Kopf frei: So können Ärzte und Ärztinnen psychischer Belastung vorbeugen
Langer Schichtdienst, hoher Arbeitsdruck und emotionale Grenzerfahrungen – für viele Ärztinnen und Ärzte gehört das zum Berufsalltag. Die mentale Belastung bleibt oft unsichtbar, bis sie sich in Erschöpfung, Schlafstörungen oder sogar einem Burnout äußert. Besonders die Verantwortung für Patientinnen und Patienten, schwierige Entscheidungen unter Zeitdruck und belastende Schicksale können auf die Psyche schlagen. Um langfristig gesund zu bleiben, sind gezielte Strategien zur mentalen Entlastung unerlässlich:
- Klare Grenzen setzen: Auch wenn die Arbeit nie aufhört – Erholungszeiten müssen sein. Regelmäßige Pausen und eine klare Trennung zwischen Beruf und Privatleben helfen dabei, langfristig leistungsfähig zu bleiben.
- Supervision und Austausch: Gespräche mit Kollegen, Kolleginnen oder Mentoren, Mentorinnen können helfen, belastende Erlebnisse zu verarbeiten und sich gegenseitig zu stärken.
- Mentale Entlastung durch Sport und Achtsamkeit: Bewegung, Meditation oder gezielte Entspannungstechniken wie Progressive Muskelentspannung helfen, Stress abzubauen und den Kopf freizubekommen.

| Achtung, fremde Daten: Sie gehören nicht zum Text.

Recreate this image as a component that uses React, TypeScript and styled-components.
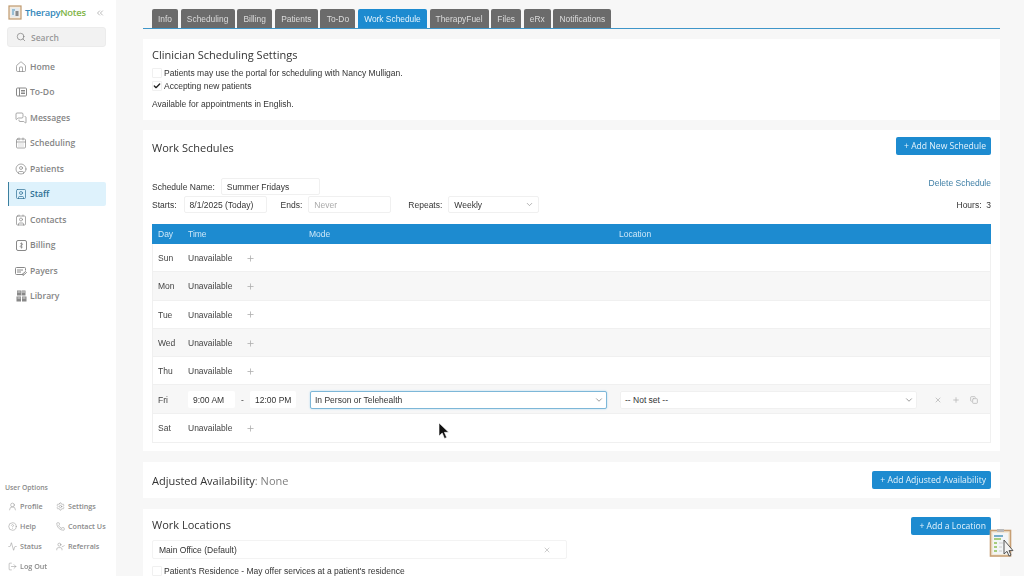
import * as React from "react";
import styled, { createGlobalStyle } from "styled-components";
import {
  House, MessagesSquare, CalendarDays, CircleUser, SquareUser, Contact, Search,
  ChevronsLeft, ChevronDown, Plus, X, Check, Copy, UserRound, Settings, CircleHelp,
  Phone, Activity, UserCheck, LogOut,
} from "lucide-react";

const GlobalStyle = createGlobalStyle`
  html, body { margin: 0; padding: 0; height: 100%; overflow: hidden; }
  body { font-family: "Liberation Sans", Arial, sans-serif; color: #2b2b2b; background: #f7f7f7; }
`;

const Page = styled.div`
  display: flex;
  width: 1024px;
  height: 576px;
  overflow: hidden;
  position: relative;
  filter: blur(0.35px);
`;

/* sidebar */
const Sidebar = styled.aside`
  width: 116px;
  flex: none;
  height: 576px;
  background: #fff;
  display: flex;
  flex-direction: column;
  font-family: "Open Sans", sans-serif;
  color: #777;
`;
const LogoRow = styled.div`
  display: flex;
  align-items: center;
  height: 27px;
  padding: 0 0 2px 8px;
  box-sizing: border-box;
`;
const LogoText = styled.span`
  font-size: 9.4px;
  font-weight: 600;
  letter-spacing: -0.25px;
  margin-left: 3px;
  color: #3488bb;
  b { font-weight: 600; color: #7fb446; }
`;
const Collapse = styled.span`
  margin-left: 9px;
  display: flex;
  color: #888;
`;
const SearchBox = styled.div`
  margin-left: 7px;
  width: 99px;
  height: 20px;
  box-sizing: border-box;
  background: #f2f2f2;
  border-radius: 3px;
  border: 1px solid #ececec;
  display: flex;
  align-items: center;
  gap: 5px;
  padding-left: 8px;
  font-size: 8.5px;
  font-weight: 600;
  color: #999;
`;
const Nav = styled.nav`
  margin-top: 7.5px;
  display: flex;
  flex-direction: column;
  gap: 1.5px;
`;
const NavItem = styled.div<{ $active?: boolean }>`
  height: 24px;
  width: 98px;
  margin-left: 8px;
  box-sizing: border-box;
  display: flex;
  align-items: center;
  gap: 3px;
  padding-left: 6px;
  font-size: 8.6px;
  font-weight: 600;
  border-left: 1px solid ${p => (p.$active ? "#3b7f9f" : "transparent")};
  background: ${p => (p.$active ? "#def2fc" : "transparent")};
  color: ${p => (p.$active ? "#2d6f93" : "#858585")};
  border-radius: 0 2px 2px 0;
`;
const NavIcon = styled.span`
  width: 12px;
  height: 12px;
  display: flex;
  align-items: center;
  justify-content: center;
  flex: none;
`;
const UserOptions = styled.div`
  margin-top: auto;
  padding: 0 0 0 5px;
  font-size: 6.8px;
  font-weight: 600;
  color: #8a8a8a;
`;
const OptionsTitle = styled.div`
  height: 11px;
  line-height: 11px;
  margin-bottom: 3px;
`;
const OptionsGrid = styled.div`
  display: grid;
  grid-template-columns: 48px 60px;
  grid-auto-rows: 20px;
  padding-left: 3px;
`;
const Option = styled.div`
  display: flex;
  align-items: center;
  gap: 3px;
  font-size: 7.2px;
`;

/* main column */
const Main = styled.main`
  flex: 1;
  min-width: 0;
  padding: 9px 24px 0 27px;
  font-size: 8.5px;
`;
const Tabs = styled.div`
  display: flex;
  gap: 2.6px;
  padding-left: 9px;
  height: 19px;
  border-bottom: 1px solid #3f96c9;
`;
const Tab = styled.div<{ $active?: boolean; $w: number }>`
  width: ${p => p.$w}px;
  box-sizing: border-box;
  display: flex;
  align-items: center;
  justify-content: center;
  font-size: 8.4px;
  border-radius: 2px 2px 0 0;
  background: ${p => (p.$active ? "#1d8bd0" : "#6b6b6b")};
  color: ${p => (p.$active ? "#e6f4fd" : "#dcdcdc")};
`;
const Card = styled.section<{ $h: number; $mt: number }>`
  background: #fff;
  height: ${p => p.$h}px;
  margin-top: ${p => p.$mt}px;
  box-sizing: border-box;
  padding: 0 9px;
  overflow: hidden;
`;
const CardHead = styled.div<{ $h: number; $pt?: number }>`
  display: flex;
  align-items: center;
  justify-content: space-between;
  box-sizing: border-box;
  height: ${p => p.$h}px;
  padding-top: ${p => p.$pt ?? 0}px;
`;
const Title = styled.h2<{ $mt?: number }>`
  margin: ${p => p.$mt ?? 0}px 0 0;
  font-family: "Open Sans", sans-serif;
  font-weight: 400;
  font-size: 11px;
  color: #333;
  span { color: #808080; }
`;
const BlueButton = styled.button<{ $mt?: number }>`
  height: 18px;
  margin-top: ${p => p.$mt ?? 0}px;
  border: 0;
  border-radius: 2px;
  background: #1d8bd0;
  color: #e4f3fc;
  padding: 0 5px 0 8px;
  font-family: "Open Sans", sans-serif;
  font-size: 8.6px;
  white-space: nowrap;
`;
const CheckRow = styled.div<{ $mt?: number }>`
  display: flex;
  align-items: center;
  height: 12.5px;
  margin-top: ${p => p.$mt ?? 0}px;
  gap: 2px;
  color: #333;
`;
const CheckBox = styled.span`
  width: 8px;
  height: 8px;
  flex: none;
  display: flex;
  align-items: center;
  justify-content: center;
  border: 1px solid #f0f0f0;
  border-radius: 1px;
  color: #222;
`;
const Note = styled.div`
  margin-top: 6px;
  color: #333;
  height: 12px;
  line-height: 12px;
`;
const FormRow = styled.div<{ $mt: number }>`
  display: flex;
  align-items: center;
  height: 17px;
  margin-top: ${p => p.$mt}px;
  color: #333;
`;
const FieldLabel = styled.span<{ $ml: number }>`
  margin-left: ${p => p.$ml}px;
`;
const Field = styled.div<{ $w: number; $ml: number; $muted?: boolean }>`
  width: ${p => p.$w}px;
  height: 17px;
  margin-left: ${p => p.$ml}px;
  box-sizing: border-box;
  border: 1px solid #f0f0f0;
  border-radius: 2px;
  display: flex;
  align-items: center;
  justify-content: space-between;
  padding: 0 4px 0 5px;
  background: #fff;
  color: ${p => (p.$muted ? "#aaa" : "#333")};
`;
const EndText = styled.div<{ $link?: boolean }>`
  margin-left: auto;
  margin-bottom: ${p => (p.$link ? 8 : 0)}px;
  color: ${p => (p.$link ? "#3f7fa6" : "#333")};
`;
const TableHead = styled.div`
  display: grid;
  grid-template-columns: 30px 121px 310px 1fr;
  align-items: center;
  height: 20px;
  margin-top: 11px;
  padding-left: 6px;
  background: #1d8bd0;
  color: #cfe8f8;
`;
const Rows = styled.div`
  border: 1px solid #f0f0f0;
  border-top: 0;
`;
const Row = styled.div<{ $shade?: boolean }>`
  display: flex;
  align-items: center;
  height: 28.3px;
  box-sizing: border-box;
  padding: 1px 0 0 5px;
  border-bottom: 1px solid #f0f0f0;
  background: ${p => (p.$shade ? "#f7f7f7" : "#fff")};
  color: #444;
  &:last-child { border-bottom: 0; }
`;
const DayCell = styled.div`
  width: 30px;
  flex: none;
`;
const AddIcon = styled.span`
  margin-left: 13.5px;
  display: flex;
  color: #b0b0b0;
`;
const TimeBox = styled.div<{ $w: number }>`
  width: ${p => p.$w}px;
  height: 17px;
  box-sizing: border-box;
  padding-left: 5px;
  background: #fff;
  border-radius: 2px;
  display: flex;
  align-items: center;
  color: #333;
`;
const Dash = styled.span`
  width: 15px;
  text-align: center;
`;
const SelectBox = styled.div<{ $w: number; $ml: number; $focus?: boolean }>`
  width: ${p => p.$w}px;
  height: 18px;
  margin-left: ${p => p.$ml}px;
  box-sizing: border-box;
  background: #fff;
  border: 1px solid ${p => (p.$focus ? "#7db7d8" : "#f0f0f0")};
  box-shadow: ${p => (p.$focus ? "0 0 2px #a9d6ef" : "none")};
  border-radius: 2px;
  display: flex;
  align-items: center;
  justify-content: space-between;
  padding: 0 2px 0 4px;
  color: #333;
`;
const RowTools = styled.div`
  display: flex;
  align-items: center;
  gap: 10px;
  margin-left: 17px;
  color: #b8b8b8;
`;
const LocationRow = styled.div`
  width: 415px;
  height: 19px;
  box-sizing: border-box;
  border: 1px solid #f3f3f3;
  border-radius: 2px;
  display: flex;
  align-items: center;
  justify-content: space-between;
  padding: 0 15px 0 6px;
  color: #333;
`;
const Cursor = styled.svg`
  position: absolute;
  left: 438px;
  top: 422px;
`;
const ClipWrap = styled.div`
  position: absolute;
  left: 989px;
  top: 529px;
`;

const Logo = () => (
  <svg width="14" height="15" viewBox="0 0 14 15">
    <rect x="1" y="1" width="12" height="13" fill="#f3ece0" stroke="#c09a6e" strokeWidth="1.2" />
    <rect x="3" y="3" width="8" height="9" fill="#e6ebef" />
    <path d="M4 5h3M4 7h2M4 9h2" stroke="#4d93bb" strokeWidth="1" />
    <rect x="7.5" y="6" width="3" height="5" fill="#8a8a8a" />
  </svg>
);

const TodoIcon = () => (
  <svg width="11" height="10" viewBox="0 0 11 10" fill="none" stroke="#888" strokeWidth="1">
    <rect x=".5" y="1" width="10" height="8" rx="1" />
    <path d="M3.5 1v8M5 3.5h4M5 5h4M5 6.5h4" />
  </svg>
);
const BillingIcon = () => (
  <svg width="11" height="11" viewBox="0 0 11 11" fill="none" stroke="#888" strokeWidth="1">
    <rect x=".5" y=".5" width="10" height="10" rx="1.5" />
    <path d="M5.500 2.500v6M4.200 3.800c1-.8 2.400-.4 2.400.5 0 1.400-2.400.8-2.400 2.200 0 .9 1.500 1.200 2.500.5" strokeWidth=".8" />
  </svg>
);
const PayersIcon = () => (
  <svg width="12" height="10" viewBox="0 0 12 10" fill="none" stroke="#888" strokeWidth="1">
    <path d="M8.500 8.500H1.500a1 1 0 0 1-1-1v-5a1 1 0 0 1 1-1h8a1 1 0 0 1 1 1v2" />
    <path d="M2 4h6M2 6h4M7 8.500l3.500-3 1 1L8 9.500z" />
  </svg>
);
const LibraryIcon = () => (
  <svg width="11" height="12" viewBox="0 0 11 12" fill="#888">
    <rect x="1" y=".5" width="4" height="5" />
    <rect x="5.500" y=".5" width="4" height="5" />
    <rect x=".5" y="6.500" width="4.500" height="5" />
    <rect x="6" y="6.500" width="4.500" height="5" />
    <path d="M1.500 2h3M6 2h3M1.500 8h3M6.500 8h3" stroke="#fff" strokeWidth=".7" />
  </svg>
);

const TinyClipboard = () => (
  <svg width="26" height="28" viewBox="0 0 26 28">
    <rect x="1.500" y="1.500" width="20" height="25.500" fill="#f2ead9" stroke="#c79f74" strokeWidth="1.6" />
    <rect x="4" y="4" width="15" height="21" fill="#f2f5f7" />
    <rect x="8" y="0" width="7" height="3" fill="#b9b9b9" />
    <path d="M5 7h9" stroke="#4d93bb" strokeWidth="1.500" />
    <path d="M5 10h7" stroke="#8fbf56" strokeWidth="1.500" />
    <path d="M5 14h3M5 18h3M5 22h3" stroke="#8fbf56" strokeWidth="1.400" />
    <path d="M10 14h4M10 18h3M10 22h3" stroke="#ccc" strokeWidth="1" />
    <path d="M15 11v14l3-2.700 2 4.700 2-.9-2-4.500h4z" fill="#f4f4f4" stroke="#555" strokeWidth="1" />
  </svg>
);

const icon = { size: 12, strokeWidth: 1.4 };
const navItems: { label: string; node: React.ReactNode; active?: boolean }[] = [
  { label: "Home", node: <House {...icon} /> },
  { label: "To-Do", node: <TodoIcon /> },
  { label: "Messages", node: <MessagesSquare {...icon} /> },
  { label: "Scheduling", node: <CalendarDays {...icon} /> },
  { label: "Patients", node: <CircleUser {...icon} /> },
  { label: "Staff", node: <SquareUser {...icon} />, active: true },
  { label: "Contacts", node: <Contact {...icon} /> },
  { label: "Billing", node: <BillingIcon /> },
  { label: "Payers", node: <PayersIcon /> },
  { label: "Library", node: <LibraryIcon /> },
];

const small = { size: 9, strokeWidth: 1.3 };
const options: { label: string; node: React.ReactNode }[] = [
  { label: "Profile", node: <UserRound {...small} /> },
  { label: "Settings", node: <Settings {...small} /> },
  { label: "Help", node: <CircleHelp {...small} /> },
  { label: "Contact Us", node: <Phone {...small} /> },
  { label: "Status", node: <Activity {...small} /> },
  { label: "Referrals", node: <UserCheck {...small} /> },
  { label: "Log Out", node: <LogOut {...small} /> },
];

const tabs: [string, number][] = [
  ["Info", 26], ["Scheduling", 54], ["Billing", 35], ["Patients", 43], ["To-Do", 35],
  ["Work Schedule", 69], ["TherapyFuel", 59], ["Files", 30], ["eRx", 27], ["Notifications", 58],
];

const Unavailable = ({ day, shade }: { day: string; shade?: boolean }) => (
  <Row $shade={shade}>
    <DayCell>{day}</DayCell>
    <span>Unavailable</span>
    <AddIcon><Plus size={9} strokeWidth={2.2} /></AddIcon>
  </Row>
);

export default function App() {
  return (
    <Page>
      <GlobalStyle />
      <Sidebar>
        <LogoRow>
          <Logo />
          <LogoText>Therapy<b>Notes</b></LogoText>
          <Collapse><ChevronsLeft size={10} strokeWidth={1.4} /></Collapse>
        </LogoRow>
        <SearchBox><Search size={10} strokeWidth={1.6} color="#777" />Search</SearchBox>
        <Nav>
          {navItems.map(n => (
            <NavItem key={n.label} $active={n.active}>
              <NavIcon>{n.node}</NavIcon>
              {n.label}
            </NavItem>
          ))}
        </Nav>
        <UserOptions>
          <OptionsTitle>User Options</OptionsTitle>
          <OptionsGrid>
            {options.map(o => (
              <Option key={o.label}>{o.node}{o.label}</Option>
            ))}
          </OptionsGrid>
        </UserOptions>
      </Sidebar>

      <Main>
        <Tabs>
          {tabs.map(([t, w]) => (
            <Tab key={t} $w={w} $active={t === "Work Schedule"}>{t}</Tab>
          ))}
        </Tabs>

        <Card $h={81} $mt={10}>
          <CardHead $h={28} $pt={2}><Title>Clinician Scheduling Settings</Title></CardHead>
          <CheckRow><CheckBox />Patients may use the portal for scheduling with Nancy Mulligan.</CheckRow>
          <CheckRow><CheckBox><Check size={8} strokeWidth={4} /></CheckBox>Accepting new patients</CheckRow>
          <Note>Available for appointments in English.</Note>
        </Card>

        <Card $h={321} $mt={10}>
          <CardHead $h={32}>
            <Title $mt={2}>Work Schedules</Title>
            <BlueButton>+ Add New Schedule</BlueButton>
          </CardHead>
          <FormRow $mt={16}>
            Schedule Name:
            <Field $w={99} $ml={6}>Summer Fridays</Field>
            <EndText $link>Delete Schedule</EndText>
          </FormRow>
          <FormRow $mt={1}>
            Starts:
            <Field $w={83} $ml={7}>8/1/2025 (Today)</Field>
            <FieldLabel $ml={14}>Ends:</FieldLabel>
            <Field $w={83} $ml={6} $muted>Never</Field>
            <FieldLabel $ml={17}>Repeats:</FieldLabel>
            <Field $w={91} $ml={6}>Weekly<ChevronDown size={9} color="#999" /></Field>
            <EndText>Hours:&nbsp;&nbsp;3</EndText>
          </FormRow>
          <TableHead>
            <span>Day</span><span>Time</span><span>Mode</span><span>Location</span>
          </TableHead>
          <Rows>
            <Unavailable day="Sun" />
            <Unavailable day="Mon" shade />
            <Unavailable day="Tue" />
            <Unavailable day="Wed" shade />
            <Unavailable day="Thu" />
            <Row $shade>
              <DayCell>Fri</DayCell>
              <TimeBox $w={47}>9:00 AM</TimeBox>
              <Dash>-</Dash>
              <TimeBox $w={46}>12:00 PM</TimeBox>
              <SelectBox $w={297} $ml={14} $focus>In Person or Telehealth<ChevronDown size={10} color="#888" /></SelectBox>
              <SelectBox $w={297} $ml={13}>-- Not set --<ChevronDown size={10} color="#888" /></SelectBox>
              <RowTools>
                <X size={8} strokeWidth={2.4} />
                <Plus size={8} strokeWidth={2.4} />
                <Copy size={8} strokeWidth={2.4} />
              </RowTools>
            </Row>
            <Unavailable day="Sat" />
          </Rows>
        </Card>

        <Card $h={36} $mt={11}>
          <CardHead $h={36}>
            <Title>Adjusted Availability<span>: None</span></Title>
            <BlueButton>+ Add Adjusted Availability</BlueButton>
          </CardHead>
        </Card>

        <Card $h={80} $mt={11}>
          <CardHead $h={31}>
            <Title>Work Locations</Title>
            <BlueButton $mt={2}>+ Add a Location</BlueButton>
          </CardHead>
          <LocationRow>
            Main Office (Default)
            <X size={8} strokeWidth={2.2} color="#bbb" />
          </LocationRow>
          <CheckRow $mt={6}><CheckBox />Patient's Residence - May offer services at a patient's residence</CheckRow>
        </Card>
      </Main>

      <Cursor width="12" height="18" viewBox="0 0 12 18">
        <path d="M1 1v13l3.200-3 2.300 5.500 2.200-1-2.300-5.200h4.300z" fill="#111" stroke="#fff" strokeWidth=".6" />
      </Cursor>
      <ClipWrap><TinyClipboard /></ClipWrap>
    </Page>
  );
}
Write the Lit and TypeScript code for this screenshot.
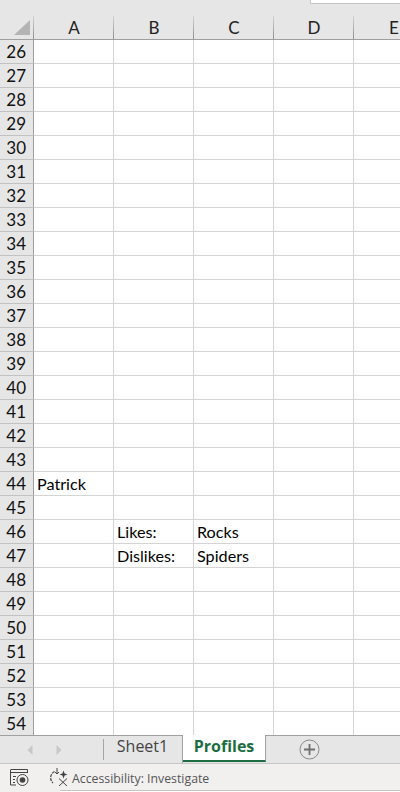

- Hilfe annehmen: Wer erste Anzeichen von Erschöpfung spürt, sollte nicht zögern, professionelle Unterstützung in Anspruch zu nehmen – psychische Gesundheit ist genauso wichtig wie körperliche.
Schlaf als Medizin: Regeneration nicht unterschätzen
Besonders bei Schichtarbeit leidet der Schlafrhythmus. Doch wer hier nicht aufpasst, rutscht leicht in die chronische Erschöpfung. Die besten Tipps für erholsamen Schlaf:
- Feste Rituale nach der Schicht: Erteilen Sie sich selbst eine Stunde vor dem Schlafengehen Handyverbot im Schlafzimmer.
- Schlafumgebung optimieren: Sorgen Sie für gut gelüftete, dunkle und kühle Räume, denn sie fördern den Tiefschlaf.
Weitere Tipps für einen erholsamen Schlaf nach dem Schichtdienst gibt es hier.
Besser essen trotz stressigem Alltag
Der Klinikalltag ist hektisch – da wird schnell zur Schokolade oder zum Fast-Food-Burger gegriffen. Dabei ist eine gesunde Ernährung entscheidend für die körperliche und mentale Leistungsfähigkeit.
- Meal Prep statt Fast Food: Investieren Sie am Wochenende ein wenig Zeit für die kulinarische Vorbereitung ihrer Arbeitswoche.
- Gesunde Snacks griffbereit haben: Nehmen Sie sich Nüsse, mundgerecht geschnittenes Obst und Proteinriegel von zuhause mit, dann können Sie Kantinen-Süßigkeiten leichter widerstehen.
- Genügend trinken: Ohne Kaffee geht bei wenigen Fachkräften im Krankenhaus was. Das ist klar, aber Wasser oder ungesüßte Tees sollten überwiegen.